GIVEN TASK:
Report how many lines of the entries below contain the word "components", and nothing more.

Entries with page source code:
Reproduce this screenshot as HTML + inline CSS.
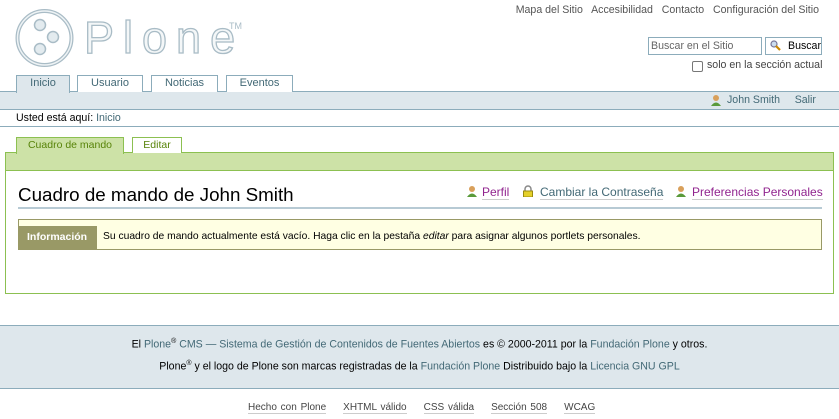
<!DOCTYPE html>
<html><head><meta charset="utf-8"><style>
*{margin:0;padding:0;box-sizing:border-box}
body{width:839px;height:419px;background:#fff;font-family:"Liberation Sans",sans-serif;font-size:11px;color:#000;position:relative;overflow:hidden}
.a{position:absolute;white-space:nowrap}
a{color:#436976;text-decoration:none}
.tab{position:absolute;top:75px;height:17px;border:1px solid #8cacbb;border-bottom:none;background:#fff;color:#436976;text-align:center;line-height:15px;font-size:11px}
.gtab{position:absolute;top:137px;height:16px;border:1px solid #8cc051;border-bottom:none;background:#fff;color:#578308;text-align:center;line-height:14px;font-size:10.5px}
.ul{border-bottom:1px solid #ccc}
</style></head><body>
<svg class="a" style="left:14px;top:8px" width="64" height="62" viewBox="14 8 64 62">
<circle cx="44.5" cy="38" r="27" fill="none" stroke="#a9bcc6" stroke-width="4"/>
<circle cx="44.5" cy="38" r="27" fill="none" stroke="#eef3f5" stroke-width="1.5"/>
<g fill="#e3ebef" stroke="#a9bcc6" stroke-width="1.5"><circle cx="40" cy="25" r="5.5"/><circle cx="53" cy="37" r="5.5"/><circle cx="40" cy="49" r="5.5"/></g>
</svg>
<div class="a" style="left:84px;top:12px;font-size:45px;letter-spacing:9px;color:#f4f7f8;-webkit-text-stroke:1.3px #a9bcc6;font-family:'Liberation Sans',sans-serif">Plone</div>
<div class="a" style="left:229px;top:21px;font-size:9px;color:#a9bcc6">TM</div>

<div class="a" style="right:20px;top:4px;color:#555;font-size:10.6px">Mapa del Sitio &nbsp; Accesibilidad &nbsp; Contacto &nbsp; Configuración del Sitio</div>
<div class="a" style="left:648px;top:37px;width:114px;height:18px;border:1px solid #8cacbb;color:#666;padding:2px 2px;font-size:10.6px">Buscar en el Sitio</div>
<div class="a" style="left:765px;top:37px;width:57px;height:18px;border:1px solid #8cacbb;font-size:10.6px;padding:2px 0 0 22px">Buscar</div>
<svg class="a" style="left:770px;top:40px" width="12" height="12"><circle cx="4" cy="4" r="3" fill="#cde" stroke="#779" stroke-width="1.2"/><path d="M6 6 L10 10" stroke="#c80" stroke-width="2.2"/></svg>
<div class="a" style="left:692px;top:61px;width:11px;height:11px;border:1px solid #777;border-radius:2px"></div>
<div class="a" style="left:707px;top:59px;color:#444;font-size:10.6px">solo en la sección actual</div>

<div class="a" style="left:0;top:91px;width:839px;height:19px;background:#dee7ec;border-top:1px solid #8cacbb;border-bottom:1px solid #8cacbb"></div>
<div class="tab" style="left:16px;width:54px;background:#dee7ec;height:18px">Inicio</div>
<div class="tab" style="left:77px;width:66px">Usuario</div>
<div class="tab" style="left:151px;width:67px">Noticias</div>
<div class="tab" style="left:226px;width:67px">Eventos</div>
<svg class="a" style="left:710px;top:94px" width="12" height="12"><circle cx="6" cy="4" r="3" fill="#d9a05b"/><path d="M1 12 Q6 5 11 12Z" fill="#5a9a3a"/></svg>
<div class="a" style="left:727px;top:94px;font-size:10.6px"><a>John Smith</a> &nbsp;&nbsp;&nbsp; <a>Salir</a></div>
<div class="a" style="left:16px;top:112px;font-size:10.6px">Usted está aquí: <a>Inicio</a></div>
<div class="a" style="left:0;top:126px;width:839px;height:1px;background:#8cacbb"></div>

<div class="a" style="left:5px;top:152px;width:829px;height:142px;border:1px solid #8cc051"></div>
<div class="a" style="left:6px;top:153px;width:827px;height:18px;background:#cde2a7;border-bottom:1px solid #8cc051"></div>
<div class="gtab" style="left:16px;width:108px;background:#cde2a7;height:17px">Cuadro de mando</div>
<div class="gtab" style="left:132px;width:50px">Editar</div>

<div class="a" style="left:18px;top:184px;font-size:18.8px">Cuadro de mando de John Smith</div>
<div class="a" style="left:18px;top:207px;width:804px;height:2px;background:#b7cad4"></div>
<svg class="a" style="left:466px;top:185px" width="12" height="12"><circle cx="6" cy="4" r="3" fill="#d9a05b"/><path d="M1 12 Q6 5 11 12Z" fill="#5a9a3a"/></svg>
<div class="a ul" style="left:482px;top:185px;font-size:12px;color:#91248f">Perfil</div>
<svg class="a" style="left:522px;top:185px" width="12" height="12"><path d="M3 6V4a3 3 0 016 0v2" fill="none" stroke="#888" stroke-width="1.5"/><rect x="1.5" y="6" width="9" height="6" fill="#e4d02a" stroke="#9a8a10"/></svg>
<div class="a ul" style="left:540px;top:185px;font-size:12px;color:#436976">Cambiar la Contraseña</div>
<svg class="a" style="left:675px;top:185px" width="12" height="12"><circle cx="6" cy="4" r="3" fill="#d9a05b"/><path d="M1 12 Q6 5 11 12Z" fill="#5a9a3a"/></svg>
<div class="a ul" style="left:692px;top:185px;font-size:12px;color:#91248f">Preferencias Personales</div>

<div class="a" style="left:18px;top:219px;width:804px;height:31px;background:#ffffe3;border:1px solid #999966"></div>
<div class="a" style="left:18px;top:226px;width:79px;height:24px;background:#999966;color:#fff;font-weight:bold;font-size:10.5px;line-height:23px;padding-left:9px">Información</div>
<div class="a" style="left:103px;top:231px;font-size:10.3px">Su cuadro de mando actualmente está vacío. Haga clic en la pestaña <i>editar</i> para asignar algunos portlets personales.</div>

<div class="a" style="left:0;top:325px;width:839px;height:64px;background:#dee7ec;border-top:1px solid #8cacbb;border-bottom:1px solid #8cacbb"></div>
<div class="a" style="left:0;width:839px;text-align:center;top:338px;font-size:10.6px">El <a>Plone</a><sup style="font-size:7px">®</sup> <a>CMS — Sistema de Gestión de Contenidos de Fuentes Abiertos</a> es © 2000-2011 por la <a>Fundación Plone</a> y otros.</div>
<div class="a" style="left:0;width:839px;text-align:center;top:360px;font-size:10.6px">Plone<sup style="font-size:7px">®</sup> y el logo de Plone son marcas registradas de la <a>Fundación Plone</a> Distribuido bajo la <a>Licencia GNU GPL</a></div>
<div class="a" style="left:248px;top:402px;font-size:10px;color:#444;word-spacing:1px"><span class="ul">Hecho con Plone</span><span style="margin-left:17px" class="ul">XHTML válido</span><span style="margin-left:17px" class="ul">CSS válida</span><span style="margin-left:17px" class="ul">Sección 508</span><span style="margin-left:17px" class="ul">WCAG</span></div>
</body></html>
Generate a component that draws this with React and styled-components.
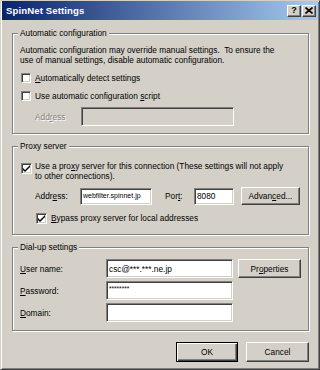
import React from "react";
import styled, { createGlobalStyle } from "styled-components";

const GlobalStyle = createGlobalStyle`
  html, body {
    margin: 0;
    padding: 0;
    background: #d4d0c8;
  }
  * {
    box-sizing: border-box;
  }
`;

const Window = styled.div`
  width: 320px;
  height: 370px;
  background: #d4d0c8;
  border: 1px solid;
  border-color: #d4d0c8 #404040 #404040 #d4d0c8;
  box-shadow: inset 1px 1px #fff, inset -1px -1px #808080;
  padding: 0 2px 2px 2px;
  font-family: "Liberation Sans", Arial, sans-serif;
  font-size: 8.3px;
  line-height: 10px;
  color: #000;
  display: flex;
  flex-direction: column;
  overflow: hidden;
`;

const TitleBar = styled.div`
  height: 19px;
  margin: 0 -1px;
  background: linear-gradient(to right, #0a246a, #a6caf0);
  display: flex;
  align-items: center;
  padding: 0 2px 0 4px;
`;

const Title = styled.div`
  flex: 1;
  color: #fff;
  font-weight: bold;
  font-size: 9.6px;
  letter-spacing: 0.1px;
`;

const TitleButton = styled.div`
  width: 14px;
  height: 12px;
  margin-left: ${(p) => (p.$gap ? "1px" : "0")};
  background: #d4d0c8;
  border: 1px solid;
  border-color: #fff #404040 #404040 #fff;
  box-shadow: inset -1px -1px #808080;
  display: flex;
  align-items: center;
  justify-content: center;
  font-weight: bold;
  font-size: 9px;
  line-height: 9px;
`;

const Content = styled.div`
  padding: 13px 8px 0 9px;
  display: flex;
  flex-direction: column;
`;

const Group = styled.section`
  position: relative;
  height: ${(p) => p.$h}px;
  margin-bottom: 12px;
  border: 1px solid #808080;
  box-shadow: inset 1px 1px #fff, 1px 1px #fff;
  padding: ${(p) => p.$pt}px 7px 0 7px;
  display: flex;
  flex-direction: column;
`;

const Caption = styled.div`
  position: absolute;
  top: -6px;
  left: 5px;
  padding: 0 2px;
  background: #d4d0c8;
  line-height: 11px;
`;

const Text = styled.div`
  line-height: 10px;
  white-space: nowrap;
`;

const CheckRow = styled.div`
  display: flex;
  align-items: ${(p) => (p.$top ? "flex-start" : "center")};
  height: ${(p) => (p.$h ? `${p.$h}px` : "auto")};
  margin-top: ${(p) => p.$mt || 0}px;
  margin-left: ${(p) => p.$ml || 1}px;
  gap: ${(p) => p.$gap || 4}px;
  white-space: nowrap;
`;

const Box = styled.span`
  flex: none;
  width: ${(p) => p.$size || 11}px;
  height: ${(p) => p.$size || 11}px;
  margin-top: ${(p) => p.$mt || 0}px;
  background: #fff;
  border: 1px solid;
  border-color: #808080 #fff #fff #808080;
  box-shadow: inset 1px 1px #404040, inset -1px -1px #d4d0c8;
  display: flex;
  align-items: center;
  justify-content: center;
`;

const Row = styled.div`
  display: flex;
  align-items: center;
  height: ${(p) => p.$h || 19}px;
  margin-top: ${(p) => p.$mt || 0}px;
  margin-left: ${(p) => p.$ml || 0}px;
  white-space: nowrap;
`;

const Label = styled.span`
  width: ${(p) => (p.$w ? `${p.$w}px` : "auto")};
  flex: none;
  color: ${(p) => (p.$disabled ? "#808080" : "#000")};
  text-shadow: ${(p) => (p.$disabled ? "1px 1px #fff" : "none")};
`;

const Field = styled.div`
  flex: none;
  width: ${(p) => p.$w}px;
  height: ${(p) => p.$h || 19}px;
  margin-left: ${(p) => p.$ml || 0}px;
  background: ${(p) => (p.$disabled ? "#d4d0c8" : "#fff")};
  border: 1px solid;
  border-color: #808080 #fff #fff #808080;
  box-shadow: inset 1px 1px #404040, inset -1px -1px #d4d0c8;
  padding: ${(p) => (p.$small ? "2px 2px 0" : "0 2px")};
  display: flex;
  align-items: ${(p) => (p.$top ? "flex-start" : "center")};
  font-size: ${(p) => p.$fs || 8.3}px;
  overflow: hidden;
`;

const Button = styled.div`
  flex: none;
  width: ${(p) => p.$w}px;
  height: ${(p) => p.$h || 19}px;
  margin-left: ${(p) => p.$ml || 0}px;
  background: #d4d0c8;
  border: 1px solid;
  border-color: ${(p) =>
    p.$default ? "#000" : "#fff #404040 #404040 #fff"};
  box-shadow: ${(p) =>
    p.$default
      ? "inset 1px 1px #fff, inset -1px -1px #404040, inset -2px -2px #808080"
      : "inset -1px -1px #808080"};
  display: flex;
  align-items: center;
  justify-content: center;
`;

const Buttons = styled.div`
  display: flex;
  justify-content: flex-end;
  gap: 8px;
  margin-top: -1px;
  padding-right: 0;
`;

const U = styled.span`
  text-decoration: underline;
`;

const Check = () => (
  <svg width="7" height="7" viewBox="0 0 7 7">
    <path d="M0 3 L2 5 L7 0 L7 2 L2 7 L0 5 Z" fill="#000" />
  </svg>
);

const CloseGlyph = () => (
  <svg width="8" height="7" viewBox="0 0 8 7">
    <path d="M0.5 0.5 L7.5 6.5 M7.5 0.5 L0.5 6.5" stroke="#000" strokeWidth="1.6" />
  </svg>
);

export default function App() {
  return (
    <>
      <GlobalStyle />
      <Window>
        <TitleBar>
          <Title>SpinNet Settings</Title>
          <TitleButton>?</TitleButton>
          <TitleButton $gap>
            <CloseGlyph />
          </TitleButton>
        </TitleBar>
        <Content>
          <Group $h={101} $pt={11}>
            <Caption>Automatic configuration</Caption>
            <Text>
              Automatic configuration may override manual settings.&nbsp; To ensure the
              <br />
              use of manual settings, disable automatic configuration.
            </Text>
            <CheckRow $h={12} $mt={7}>
              <Box $size={10} />
              <span>
                <U>A</U>utomatically detect settings
              </span>
            </CheckRow>
            <CheckRow $h={12} $mt={6}>
              <Box $size={10} />
              <span>
                Use automatic configuration <U>s</U>cript
              </span>
            </CheckRow>
            <Row $mt={5} $ml={15}>
              <Label $w={46} $disabled>
                Add<U>r</U>ess
              </Label>
              <Field $w={153} $disabled />
            </Row>
          </Group>

          <Group $h={89} $pt={14}>
            <Caption>Proxy server</Caption>
            <CheckRow $top $gap={3}>
              <Box $mt={2}>
                <Check />
              </Box>
              <Text>
                Use a pro<U>x</U>y server for this connection (These settings will not apply
                <br />
                to other connections).
              </Text>
            </CheckRow>
            <Row $h={18} $mt={6} $ml={15}>
              <Label $w={45}>
                Addr<U>e</U>ss:
              </Label>
              <Field $w={72} $h={17} $fs={7}>
                webfilter.spinnet.jp
              </Field>
              <Label $w={29} style={{ marginLeft: 13 }}>
                Por<U>t</U>:
              </Label>
              <Field $w={40} $h={17}>
                8080
              </Field>
              <Button $w={59} $h={18} $ml={7}>
                Advan<U>c</U>ed...
              </Button>
            </Row>
            <CheckRow $h={12} $mt={7} $ml={16} $gap={4}>
              <Box $size={11}>
                <Check />
              </Box>
              <span>
                <U>B</U>ypass proxy server for local addresses
              </span>
            </CheckRow>
          </Group>

          <Group $h={84} $pt={11}>
            <Caption>Dial-up settings</Caption>
            <Row>
              <Label $w={86}>
                <U>U</U>ser name:
              </Label>
              <Field $w={127}>csc@***.***.ne.jp</Field>
              <Button $w={63} $ml={5}>
                Pr<U>o</U>perties
              </Button>
            </Row>
            <Row $mt={3}>
              <Label $w={86}>
                <U>P</U>assword:
              </Label>
              <Field $w={127} $top $small $fs={6.5}>
                ********
              </Field>
            </Row>
            <Row $mt={3}>
              <Label $w={86}>
                <U>D</U>omain:
              </Label>
              <Field $w={127} />
            </Row>
          </Group>

          <Buttons>
            <Button $w={62} $h={20} $default>
              OK
            </Button>
            <Button $w={63} $h={20}>
              Cancel
            </Button>
          </Buttons>
        </Content>
      </Window>
    </>
  );
}
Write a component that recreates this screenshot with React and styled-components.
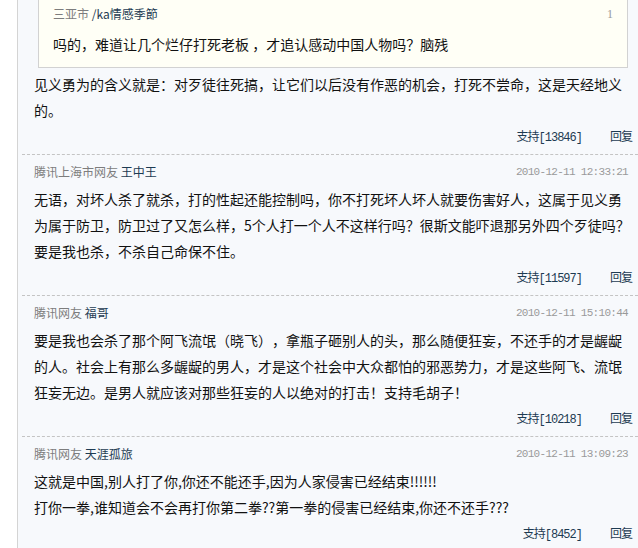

TASK RESPONSE:
3